Au cours de cette reconstitution historico-politique, Dubuc nous rappelle une multitude de faits importants qui sont totalement occultés dans le récit des diversitaires. Nous avons droit à un cours d'histoire monumental et très juste dans l'ensemble. Bien sûr, Dubuc fait parfois un peu de collage de ses nombreuses recherches et publications antérieures. L'ouvrage est un peu fourre-tout et manque parfois de souffle et de limpidité. J'ai aussi trouvé excessive sa critique de Mathieu Bock-Côté, dont les récents écrits et chroniques me semblent davantage marqués par l'opposition au multiculturalisme post-national et à la rectitude politique qu'à la défense de l'héritage chrétien et ethnique. Mais la richesse des informations et des raisonnements compense largement. Cet ouvrage sera pour beaucoup une révélation, sur le sujet et sur l'auteur.

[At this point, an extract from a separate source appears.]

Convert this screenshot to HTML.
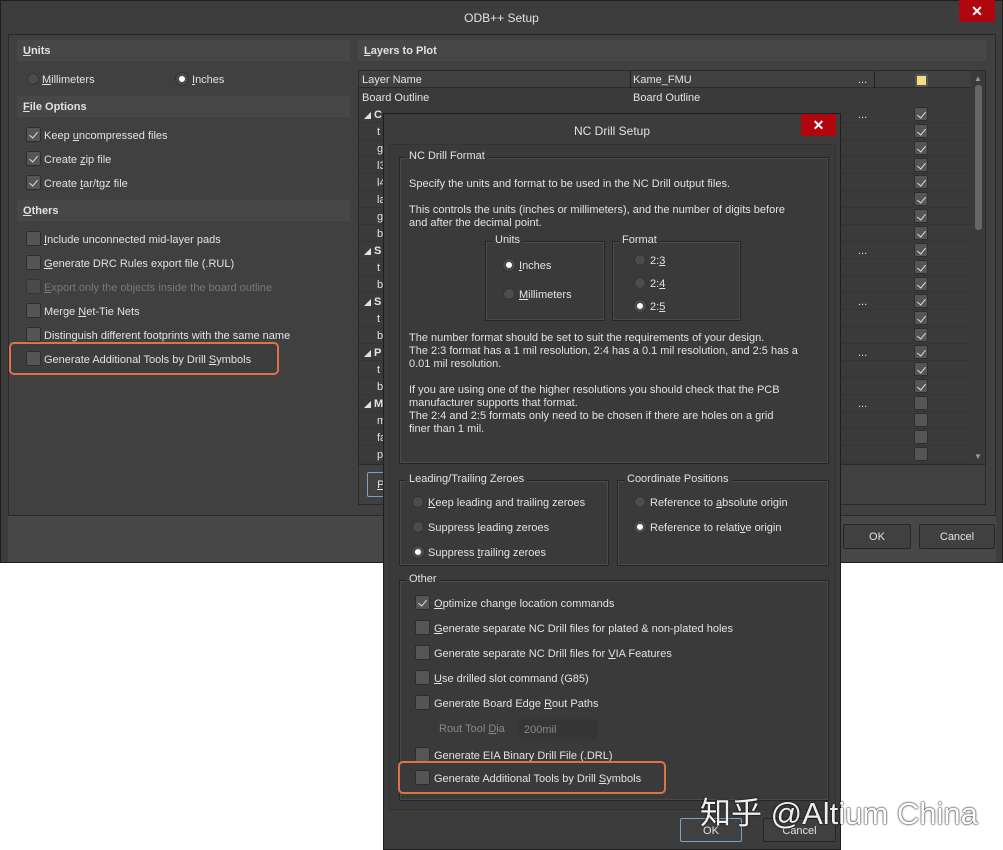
<!DOCTYPE html>
<html><head><meta charset="utf-8"><style>
*{box-sizing:border-box;margin:0;padding:0}
body{width:1003px;height:850px;background:#fff;position:relative;overflow:hidden;font-family:"Liberation Sans","Noto Sans CJK SC",sans-serif;font-size:11px;color:#e2e2e2}
.a{position:absolute}
.cb{position:absolute;width:15px;height:15px;background:#555;border:1px solid #2e2e2e;border-radius:2px}
.cb.on::after{content:"";position:absolute;left:4px;top:2px;width:4px;height:7px;border:solid #ddd;border-width:0 1px 1px 0;transform:rotate(40deg)}
.rd{position:absolute;width:12px;height:12px;border-radius:50%;background:#4c4c4c;border:1px solid #333}
.rd.on{background:#fff;border:3px solid #4a4a4a;box-shadow:0 0 0 1px #333}
.t{position:absolute;white-space:nowrap;margin-top:2px}
.gb{position:absolute;border:1px solid #262626;box-shadow:inset 0 0 0 1px #4a4a4a}
.lg{position:absolute;background:#3a3a3a;padding:0 3px;top:-8px;left:6px;white-space:nowrap}
.hd{position:absolute;background:#474747;height:21px;font-weight:bold;padding:5px 6px}
.btn{position:absolute;border:1px solid #262626;background:#404040;text-align:center;line-height:24px;border-radius:2px}
</style></head><body>
<div class="a" style="left:0;top:0;width:1003px;height:563px;background:#3d3d3d;border:1px solid #1e1e1e"></div>
<div class="t" style="left:0;width:1003px;top:9px;text-align:center;font-size:12px">ODB++ Setup</div>
<div class="a" style="left:959px;top:0;width:36px;height:22px;background:#b0070e;color:#fff;text-align:center;font-weight:bold;font-size:14px;line-height:22px">✕</div>
<div class="a" style="left:8px;top:34px;width:988px;height:482px;background:#404040;border:1px solid #2a2a2a"></div>
<div class="a" style="left:8px;top:516px;width:988px;height:46px;background:#474747"></div>
<div class="hd" style="left:17px;top:40px;width:333px"><u>U</u>nits</div>
<div class="rd" style="left:27px;top:73px"></div><div class="t" style="left:42px;top:72px"><u>M</u>illimeters</div>
<div class="rd on" style="left:176px;top:73px"></div><div class="t" style="left:192px;top:72px"><u>I</u>nches</div>
<div class="hd" style="left:17px;top:96px;width:333px"><u>F</u>ile Options</div>
<div class="cb on" style="left:26px;top:127px"></div><div class="t" style="left:44px;top:128px">Keep <u>u</u>ncompressed files</div>
<div class="cb on" style="left:26px;top:151px"></div><div class="t" style="left:44px;top:152px">Create <u>z</u>ip file</div>
<div class="cb on" style="left:26px;top:175px"></div><div class="t" style="left:44px;top:176px">Create <u>t</u>ar/tgz file</div>
<div class="hd" style="left:17px;top:200px;width:333px"><u>O</u>thers</div>
<div class="cb" style="left:26px;top:231px"></div><div class="t" style="left:44px;top:232px"><u>I</u>nclude unconnected mid-layer pads</div>
<div class="cb" style="left:26px;top:255px"></div><div class="t" style="left:44px;top:256px"><u>G</u>enerate DRC Rules export file (.RUL)</div>
<div class="cb" style="left:26px;top:279px;opacity:.5"></div><div class="t" style="left:44px;top:280px;color:#777"><u>E</u>xport only the objects inside the board outline</div>
<div class="cb" style="left:26px;top:303px"></div><div class="t" style="left:44px;top:304px">Merge <u>N</u>et-Tie Nets</div>
<div class="cb" style="left:26px;top:327px"></div><div class="t" style="left:44px;top:328px">Distinguish different footprints with the same name</div>
<div class="a" style="left:9px;top:342px;width:270px;height:33px;border:2px solid #e0714d;border-radius:5px;background:#3d3d3d"></div>
<div class="cb" style="left:26px;top:351px"></div><div class="t" style="left:44px;top:352px">Generate Additional Tools by Drill <u>S</u>ymbols</div>
<div class="hd" style="left:358px;top:40px;width:628px"><u>L</u>ayers to Plot</div>
<div class="a" style="left:358px;top:70px;width:628px;height:395px;background:#3a3a3a;border:1px solid #2a2a2a"></div>
<div class="a" style="left:359px;top:71px;width:612px;height:17px;background:#404040;border-bottom:1px solid #2a2a2a"></div>
<div class="t" style="left:362px;top:72px">Layer Name</div>
<div class="a" style="left:630px;top:71px;width:1px;height:17px;background:#222"></div>
<div class="t" style="left:633px;top:72px">Kame_FMU</div>
<div class="t" style="left:858px;top:72px">...</div>
<div class="a" style="left:874px;top:71px;width:1px;height:17px;background:#222"></div>
<div class="a" style="left:915px;top:74px;width:13px;height:13px;background:#f0df80;border:2px solid #555;border-radius:2px"></div>
<div class="t" style="left:362px;top:90px">Board Outline</div>
<div class="t" style="left:633px;top:90px">Board Outline</div>
<div class="a" style="left:972px;top:71px;width:13px;height:393px;background:#3a3a3a"></div>
<div class="a" style="left:975px;top:85px;width:7px;height:145px;background:#666;border-radius:3px"></div>
<div class="t" style="left:974px;top:72px;font-size:8px;color:#999">▲</div>
<div class="t" style="left:974px;top:450px;font-size:8px;color:#999">▼</div>
<div id="rows"></div>
<div class="a" style="left:358px;top:465px;width:628px;height:40px;border:1px solid #2a2a2a;border-top:none"></div>
<div class="btn" style="left:367px;top:472px;width:30px;height:25px;border-color:#7fa0c0"><u>Pl</u></div>
<div class="btn" style="left:843px;top:524px;width:68px;height:25px">OK</div>
<div class="btn" style="left:919px;top:524px;width:76px;height:25px">Cancel</div>
<div class="a" style="left:383px;top:113px;width:458px;height:737px;background:#3c3c3c;border:1px solid #1e1e1e"></div>
<div class="t" style="left:383px;width:458px;top:122px;text-align:center;font-size:12px">NC Drill Setup</div>
<div class="a" style="left:801px;top:114px;width:35px;height:22px;background:#b0070e;color:#fff;text-align:center;font-weight:bold;font-size:14px;line-height:22px">✕</div>
<div class="a" style="left:389px;top:144px;width:447px;height:666px;background:#3a3a3a;border:1px solid #333"></div>
<div class="gb" style="left:399px;top:157px;width:430px;height:307px"><div class="lg">NC Drill Format</div></div>
<div class="t" style="left:409px;top:176px;line-height:13px">Specify the units and format to be used in the NC Drill output files.<br><br>This controls the units (inches or millimeters), and the number of digits before<br>and after the decimal point.</div>
<div class="gb" style="left:485px;top:241px;width:120px;height:80px"><div class="lg">Units</div></div>
<div class="rd on" style="left:503px;top:259px"></div><div class="t" style="left:519px;top:258px"><u>I</u>nches</div>
<div class="rd" style="left:503px;top:288px"></div><div class="t" style="left:519px;top:287px"><u>M</u>illimeters</div>
<div class="gb" style="left:612px;top:241px;width:129px;height:80px"><div class="lg">Format</div></div>
<div class="rd" style="left:634px;top:254px"></div><div class="t" style="left:650px;top:253px">2:<u>3</u></div>
<div class="rd" style="left:634px;top:277px"></div><div class="t" style="left:650px;top:276px">2:<u>4</u></div>
<div class="rd on" style="left:634px;top:300px"></div><div class="t" style="left:650px;top:299px">2:<u>5</u></div>
<div class="t" style="left:409px;top:330px;line-height:13px">The number format should be set to suit the requirements of your design.<br>The 2:3 format has a 1 mil resolution, 2:4 has a 0.1 mil resolution, and 2:5 has a<br>0.01 mil resolution.<br><br>If you are using one of the higher resolutions you should check that the PCB<br>manufacturer supports that format.<br>The 2:4 and 2:5 formats only need to be chosen if there are holes on a grid<br>finer than 1 mil.</div>
<div class="gb" style="left:399px;top:480px;width:210px;height:86px"><div class="lg">Leading/Trailing Zeroes</div></div>
<div class="rd" style="left:412px;top:496px"></div><div class="t" style="left:428px;top:495px"><u>K</u>eep leading and trailing zeroes</div>
<div class="rd" style="left:412px;top:521px"></div><div class="t" style="left:428px;top:520px">Suppress <u>l</u>eading zeroes</div>
<div class="rd on" style="left:412px;top:546px"></div><div class="t" style="left:428px;top:545px">Suppress <u>t</u>railing zeroes</div>
<div class="gb" style="left:617px;top:480px;width:212px;height:86px"><div class="lg">Coordinate Positions</div></div>
<div class="rd" style="left:634px;top:496px"></div><div class="t" style="left:650px;top:495px">Reference to <u>a</u>bsolute origin</div>
<div class="rd on" style="left:634px;top:521px"></div><div class="t" style="left:650px;top:520px">Reference to relati<u>v</u>e origin</div>
<div class="gb" style="left:399px;top:580px;width:430px;height:221px"><div class="lg">Other</div></div>
<div class="cb on" style="left:415px;top:595px"></div><div class="t" style="left:434px;top:596px"><u>O</u>ptimize change location commands</div>
<div class="cb" style="left:415px;top:620px"></div><div class="t" style="left:434px;top:621px"><u>G</u>enerate separate NC Drill files for plated &amp; non-plated holes</div>
<div class="cb" style="left:415px;top:645px"></div><div class="t" style="left:434px;top:646px">Generate separate NC Drill files for <u>V</u>IA Features</div>
<div class="cb" style="left:415px;top:670px"></div><div class="t" style="left:434px;top:671px"><u>U</u>se drilled slot command (G85)</div>
<div class="cb" style="left:415px;top:695px"></div><div class="t" style="left:434px;top:696px">Generate Board Edge <u>R</u>out Paths</div>
<div class="t" style="left:439px;top:721px;color:#888">Rout Tool <u>D</u>ia</div>
<div class="a" style="left:518px;top:719px;width:79px;height:20px;background:#363636;color:#888;padding:5px 6px">200mil</div>
<div class="cb" style="left:415px;top:747px"></div><div class="t" style="left:434px;top:748px">Generate EIA Binary Drill File (.DRL)</div>
<div class="a" style="left:398px;top:761px;width:268px;height:33px;border:2px solid #e0714d;border-radius:5px;background:#3a3a3a"></div>
<div class="cb" style="left:415px;top:770px"></div><div class="t" style="left:434px;top:771px">Generate Additional Tools by Drill <u>S</u>ymbols</div>
<div class="btn" style="left:680px;top:818px;width:62px;height:24px;border-color:#7fa0c0">OK</div>
<div class="btn" style="left:763px;top:818px;width:73px;height:24px">Cancel</div>
<div class="t" style="left:700px;top:786px;font-size:31px;color:#fff;text-shadow:0 0 2px #000,0 0 1px #000;opacity:.92">知乎 @Altium China</div>
<script>
var r=document.getElementById('rows'),h='';
var labels=['▲ C','t','g','l3','l4','la','g','b','▲ S','t','b','▲ S','t','b','▲ P','t','b','▲ M','m','fa','p'];
for(var i=0;i<21;i++){var y=106+i*17;
h+='<div class="a" style="left:359px;top:'+(y+16)+'px;width:612px;height:1px;background:#353535"></div>';
var L=labels[i];var bold=L[0]=='▲';
h+='<div class="t" style="left:'+(bold?364:377)+'px;top:'+(y+1)+'px;'+(bold?'font-weight:bold':'')+'">'+(bold?'<span style="font-size:7px">◢</span> '+L.slice(2):L)+'</div>';
if(i==0||i==8||i==11||i==14||i==17)h+='<div class="t" style="left:858px;top:'+(y+1)+'px">...</div>';
h+='<div class="cb'+(i<17?' on':'')+'" style="left:914px;top:'+(y+1)+'px;width:14px;height:14px"></div>';}
r.innerHTML=h;
</script>
</body></html>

À la lumière de cet éclairage historique, Dubuc termine sur l'espoir. Le Québec n'a jamais cessé de progresser vers sa libération et son émancipation, malgré les forces politiques historiques qui jouent en sa défaveur. Il le fait encore aujourd'hui. C'est faux de crier à l'échec. Tout est encore possible, à condition de croire en ce que nous sommes, en notre capacité d'intégrer la diversité moderne sans nous renier et sans nous exclure nous-mêmes. La grande déception, elle est du côté de ceux qui ont abdiqué, qui réécrivent notre histoire pour en faire une histoire de perdants, et du côté de ceux qui prêchent la reddition sans condition. Rien, dans notre histoire ancienne et récente ne nous y oblige.